Oleh karenanya, sedari usia dini anak sudah harus disekolahkan mulai dari PAUD (play group), TK, SD, SMP, SMA. Untuk tingkat pendidikan yang layak, mestinya wajib belajar bukan hanya 9 tahun, akan tetapi diupayakan hingga 12 tahun atau tamat sekolah menengah atas. Bahkan kalau memungkinkan bisa melanjutkan hingga lulus sarjana. Dengan demikian, tingkat intelektualitas dan rasionalitas akan terbentuk pada para generasi muda.

Akan tetapi, kecerdasan intelektualitas saja belumlah cukup untuk “menjadikan manusia Indonesia seutuhnya” yang siap membawa angin segar perubahan bagi bangsa yang dikabarkan sedang “bobrok” ini. Di samping intelektualitas, kita juga harus memiliki religiusitas. Dan itu bisa didapat dengan pendidikan agama. Lalu mengapa harus ada religiusitas? Jawabannya karena di dalam religiusitas pasti terdapat kecerdasan emosional dan spiritual yang akan terinternalisasi menjadi karakter yang mulia.

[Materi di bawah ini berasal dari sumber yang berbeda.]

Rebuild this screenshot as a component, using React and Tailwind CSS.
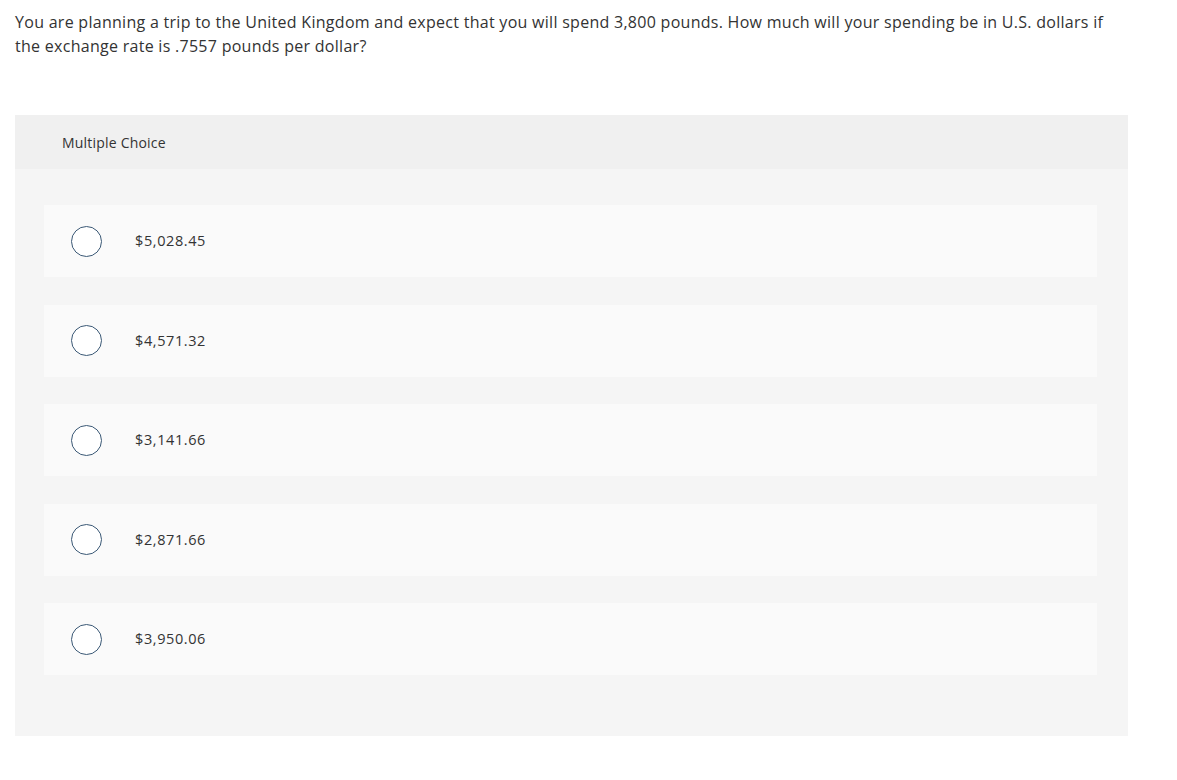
import React from 'react';

const CHOICES = ['$5,028.45', '$4,571.32', '$3,141.66', '$2,871.66', '$3,950.06'];

export default function App() {
  return (
    <div className="min-h-[780px] bg-white text-[#333] font-['Open_Sans','Liberation_Sans',sans-serif]">
      <p className="px-[15px] pt-[10px] text-[16px] leading-[24px] tracking-[0.28px] text-[#333]">
        You are planning a trip to the United Kingdom and expect that you will spend 3,800 pounds. How much will your spending be in U.S. dollars if
        <br />
        the exchange rate is .7557 pounds per dollar?
      </p>

      <div className="mx-[15px] mt-[57px] w-[1113px] bg-[#f5f5f5]">
        <div className="h-[54px] flex items-center pl-[47px] bg-[#f0f0f0] text-[14px] tracking-[0.2px] text-[#333]">Multiple Choice</div>
        <div className="pl-[29px] pr-[31px] pt-[36px] pb-[61px] flex flex-col gap-[27.5px]">
          {CHOICES.map((c) => (
            <label key={c} className="h-[72px] flex items-center bg-[#fafafa] pl-[27px] cursor-pointer">
              <span className="w-[31px] h-[31px] rounded-full border border-[#3a5875] bg-white shrink-0" />
              <span className="ml-[33px] text-[14.5px] tracking-[0.6px] text-[#333]">{c}</span>
            </label>
          ))}
        </div>
      </div>
    </div>
  );
}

Dengan adanya religiusitas dan karakter yang mulia, maka intelektualitas dan pemikiran yang sudah dimiliki hanya akan tersalurkan pada tujuan-tujuan yang baik semata dan tidak akan disalahgunakan untuk kepuasan pribadi dan hal-hal yang tidak terpuji, seperti yang terjadi pada para pejabat korup dan mafia hukum. Mereka ini memiliki yang pendidikan tinggi, memiliki tingkat intelektualitas yang mumpuni, memiliki pemikiran yang maju, hanya saja tidak diimbangi dengan religiusitas atau kesadaran moral. Di sinilah letak pentingnya religiusitas sebagai pengarah dan pembimbing intelektualitas dan rasionalitas yang notabene sangat “didewakan” dalam dunia ilmiah dan akademis.

Hal ini mirip dengan teorinya Sigmund Freud, yaitu teori psikoanalisis (id, ego, superego). Jika kita korelasikan, maka id di sini adalah semangat, hasrat, dan motivasi yang kuat dari para pemuda sebagai titik awal dalam bertindak dan berbuat. Lalu ego diartikan dengan logika, cara berpikir, atau dalam konteks ini disebut intelektualitas dan rasionalitas yang memberikan arah, jalan, dan pertimbangan-pertimbangan bagi nafsu, hasrat, dan keinginan yang akan dilakukan berdasarkan kesadaran akal. Sedangkan yang terakhir yaitu superego, inilah yang membatasi id dan ego sebelum diaplikasikan dalam perbuatan. Superego dalam konteks ini diartikan dengan moral, norma-norma, atau religiusitas yang memberikan penilaian benar dan salah terhadap id (hasrat) dan ego (logika, kesadaran).

Jadi, di sinilah letak pentingnya religiusitas sebagai penentu serta executor dalam memberikan penilaian, apakah hasrat dan keinginan (id) berdasarkan intelektualitas dan logika berpikir (ego) layak untuk dilakukan atau tidak. Oleh karena itu, integrasi antara intelektualitas dan religiusitas—dalam bahasa populer disebut kecerdasan intelektual dan kecerdasan spiritual—amat mutlak diperlukan dalam membentuk generasi muda yang bernurani, cendekia, dan mandiri sehingga diharapkan generasi muda mampu berkontribusi dalam memajukan bangsa Indonesia.